In early March, I attended a conversation hosted at the Africana, Latin American, Asian American, and Native American Cultural Center (ALANA) with the Hamilton Chief of Police Rick Gifford and Director of Campus Safety Bill Ferguson. I was not looking forward to the conversation – I guessed it might trouble me, and I was not really looking to be troubled. I had no idea what I was in for, though. I was about to learn some important lessons about the experience of racism in and around Colgate.
The last time my understanding of racism had shifted so significantly came during the sit-in of Fall 2014. There, I witnessed many students who I knew and trusted tell horrifying stories of hurt and exclusion, of mistreatment and injustice. It was then that I realized just how badly I had failed in my responsibility as a professor to stand with those fighting for justice. Why, I wondered, had I not taken more actions earlier to make Colgate a place dedicated to equality?
I had no excuse. I knew, from the very history I taught, that racism was not simply the result of ignorance or bad character. I knew it had its origins in social systems and ideologies. Historians I looked up to, like Barbara Fields or Edmund Morgan, had explained to me – through their writings – the social origins of race. According to Fields, modern racist ideologies started in the North around the same time that Colgate was founded. They were a way for northerners who were committed to ideals of equality to explain to themselves the fact that their nation depended in many ways on the enslavement of humans. “Race” became the explanation for enslavement; racial hierarchies were born. Race has since been reinvented, over and over: first as a scientific fact in the mid-nineteenth century, and then as a justification for colonial expansion in the early twentieth, as W.E.B. DuBois (of Core 152 fame) explained to us long ago. Today we recognize that there are no biological facts behind the concept of race. Yet racism and racial hierarchies still exist. Eddie Glaude, who offered Colgate a commencement address last year that was as magnificent as it was unsettling, argues in his recent book that we still live with a “value gap,” with ways of thinking that do not value the lives of those with dark skin so highly as those with pale skin.
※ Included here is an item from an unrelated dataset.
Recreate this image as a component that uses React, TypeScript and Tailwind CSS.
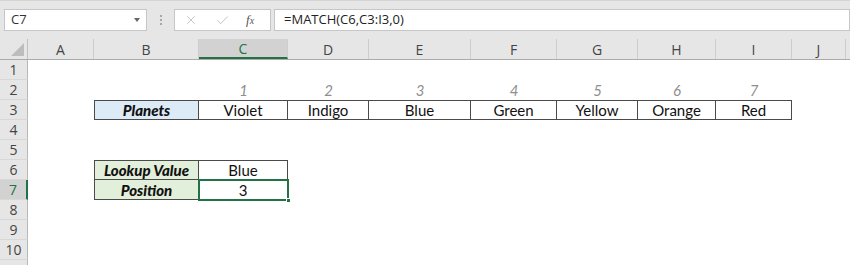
import { X, Check } from 'lucide-react';

const cols = [
  { key: 'A', w: 'w-[66px]' },
  { key: 'B', w: 'w-[105px]' },
  { key: 'C', w: 'w-[89px]' },
  { key: 'D', w: 'w-[81px]' },
  { key: 'E', w: 'w-[102px]' },
  { key: 'F', w: 'w-[86px]' },
  { key: 'G', w: 'w-[81px]' },
  { key: 'H', w: 'w-[78px]' },
  { key: 'I', w: 'w-[76px]' },
  { key: 'J', w: 'w-[54px]' },
];

const planets = ['Violet', 'Indigo', 'Blue', 'Green', 'Yellow', 'Orange', 'Red'];

const cellFont = { fontFamily: 'Lato, "Liberation Sans", sans-serif' };
const uiFont = { fontFamily: '"Open Sans", "Noto Sans", sans-serif' };

type Cell = { text?: string; cls?: string };

function rowCells(row: number): Record<string, Cell> {
  const out: Record<string, Cell> = {};
  const letters = ['C', 'D', 'E', 'F', 'G', 'H', 'I'];
  if (row === 2) {
    letters.forEach((l, i) => {
      out[l] = { text: String(i + 1), cls: 'italic text-[#8f8f8f]' };
    });
  }
  if (row === 3) {
    out.B = {
      text: 'Planets',
      cls: 'font-black italic text-[#111] bg-[#ddebf7] border-y border-x border-[#4a4a4a]',
    };
    letters.forEach((l, i) => {
      out[l] = { text: planets[i], cls: 'text-[#111] border-y border-r border-[#4a4a4a]' };
    });
  }
  if (row === 6) {
    out.B = { text: 'Lookup Value', cls: 'font-black italic text-[#111] bg-[#e2efda] border-y border-x border-[#4a4a4a]' };
    out.C = { text: 'Blue', cls: 'text-[#111] border-y border-r border-[#4a4a4a]' };
  }
  if (row === 7) {
    out.B = { text: 'Position', cls: 'font-black italic text-[#111] bg-[#e2efda] border-b border-x border-[#4a4a4a]' };
    out.C = { text: '3', cls: 'text-[#111] border-b border-r border-[#4a4a4a]' };
  }
  return out;
}

export default function App() {
  const rows = [1, 2, 3, 4, 5, 6, 7, 8, 9, 10, 11];

  return (
    <div className="w-[850px] h-[265px] overflow-hidden bg-white text-[#222]" style={uiFont}>
      {/* Formula bar */}
      <div className="h-[39px] bg-[#e6e6e6] border-t border-[#d4d4d4] flex items-start pt-[8px] pl-[4px]">
        <div className="w-[143px] h-[22px] bg-white border border-[#c6c6c6] flex items-center justify-between pl-[6px] pr-[6px]">
          <span className="text-[13px] text-[#333]">C7</span>
          <span className="w-0 h-0 border-x-[3px] border-x-transparent border-t-[4px] border-t-[#666]" />
        </div>
        <div className="w-[27px] h-[22px] flex flex-col items-center justify-center gap-[2px]">
          <span className="w-[2px] h-[2px] bg-[#a8a8a8]" />
          <span className="w-[2px] h-[2px] bg-[#a8a8a8]" />
          <span className="w-[2px] h-[2px] bg-[#a8a8a8]" />
        </div>
        <div className="w-[97px] h-[22px] bg-white border border-[#c6c6c6] flex items-center">
          <X size={14} strokeWidth={1.3} className="ml-[9px] text-[#b5b5b5]" />
          <Check size={15} strokeWidth={1.3} className="ml-[17px] text-[#b5b5b5]" />
          <span className="ml-[16px] text-[13px] italic text-[#555]" style={{ fontFamily: '"Liberation Serif", serif' }}>
            f<span className="text-[10px]">x</span>
          </span>
        </div>
        <div className="flex-1 h-[22px] ml-[3px] bg-white border border-[#c6c6c6] flex items-center pl-[9px]">
          <span className="text-[13px] text-[#222]">=MATCH(C6,C3:I3,0)</span>
        </div>
      </div>

      {/* Column headers */}
      <div className="flex h-[21px] bg-[#e6e6e6] border-b border-[#ababab]">
        <div className="w-[28px] shrink-0 border-r border-[#c0c0c0] relative">
          <span className="absolute right-[3px] bottom-[3px] w-0 h-0 border-l-[13px] border-l-transparent border-b-[13px] border-b-[#bdbdbd]" />
        </div>
        {cols.map((c) => (
          <div
            key={c.key}
            className={`${c.w} shrink-0 flex items-center justify-center text-[14px] border-r border-[#cdcdcd] ${
              c.key === 'C' ? 'bg-[#d2d2d2] text-[#217346] border-b-2 border-b-[#217346]' : 'text-[#444]'
            }`}
          >
            {c.key}
          </div>
        ))}
        <div className="flex-1" />
      </div>

      {/* Rows */}
      <div className="relative">
        {rows.map((r) => {
          const cells = rowCells(r);
          return (
            <div key={r} className="flex h-[20px]">
              <div
                className={`w-[28px] shrink-0 flex items-center justify-center text-[14px] border-b border-[#d8d8d8] ${
                  r === 7
                    ? 'bg-[#d2d2d2] text-[#217346] border-r-2 border-r-[#217346]'
                    : 'bg-[#e6e6e6] text-[#444] border-r border-r-[#b8b8b8]'
                }`}
              >
                {r}
              </div>
              {cols.map((c) => {
                const cell = cells[c.key];
                return (
                  <div
                    key={c.key}
                    className={`${c.w} shrink-0 flex items-center justify-center pt-[1px] text-[15px] ${cell?.cls ?? ''}`}
                    style={cellFont}
                  >
                    {cell?.text}
                  </div>
                );
              })}
              <div className="flex-1" />
            </div>
          );
        })}
        {/* Active cell selection C7 */}
        <div className="absolute left-[198px] top-[119px] w-[91px] h-[22px] border-2 border-[#217346] pointer-events-none">
          <span className="absolute -right-[4px] -bottom-[4px] w-[5px] h-[5px] bg-[#217346] border border-white" />
        </div>
      </div>
    </div>
  );
}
I can hardly disagree. After all, it did not take much self-examination to realize that such a value gap certainly explained my own prior inactions. My own “implicit biases” (as the psychologists might call them) helped explain why I had stood aside too often in the face of injustice when it was directed against people of color. The sit-in made my own inaction clear to me and made that inaction inexcusable.
I am writing this today because I learned during that early March conversation at ALANA that more needs to be done in Hamilton to ensure justice for our community. As I sat in the audience, I heard a series of students, staff and faculty of color describe their experiences with local police. They talked about being stopped regularly by police, ostensibly for minor infractions, of being followed by police when walking, biking or driving back to campus and of the inequity of watching their White peers lounge carelessly on lawns strewn with drink cups while their small gatherings were carefully policed. In response to their stories, we heard about police training in sensitivity and race relations and about opportunities to report inappropriate police behavior.
Yet such responses are effective only if the over-policing of people of color stems from individual attitudes that can be educated away or from racist individuals who can be disciplined. They cannot address the sort of structural racism that creates our value gap today or the racism I believe misleads every individual on our campus to think Black and Brown lives matter less (even as some of our students and faculty have worked and are working with admirable endurance to fight the racist ways of thinking they have been taught). Such solutions don’t work if we are all, in a sense, racist.
If over-policing and racial profiling emerges from an often implicit value gap, then trainings and individual reports can only ever treat the symptoms. To address the disease, we’ll need new systematic solutions: means of tracking police stops alongside new policies for countering the racism that perverts all our perceptions, including those of the police. I don’t know the precise solution, but I know it’s well past time to struggle for more justice in Hamilton. It is time for us to work hard to value the lives of all those in our community more equally.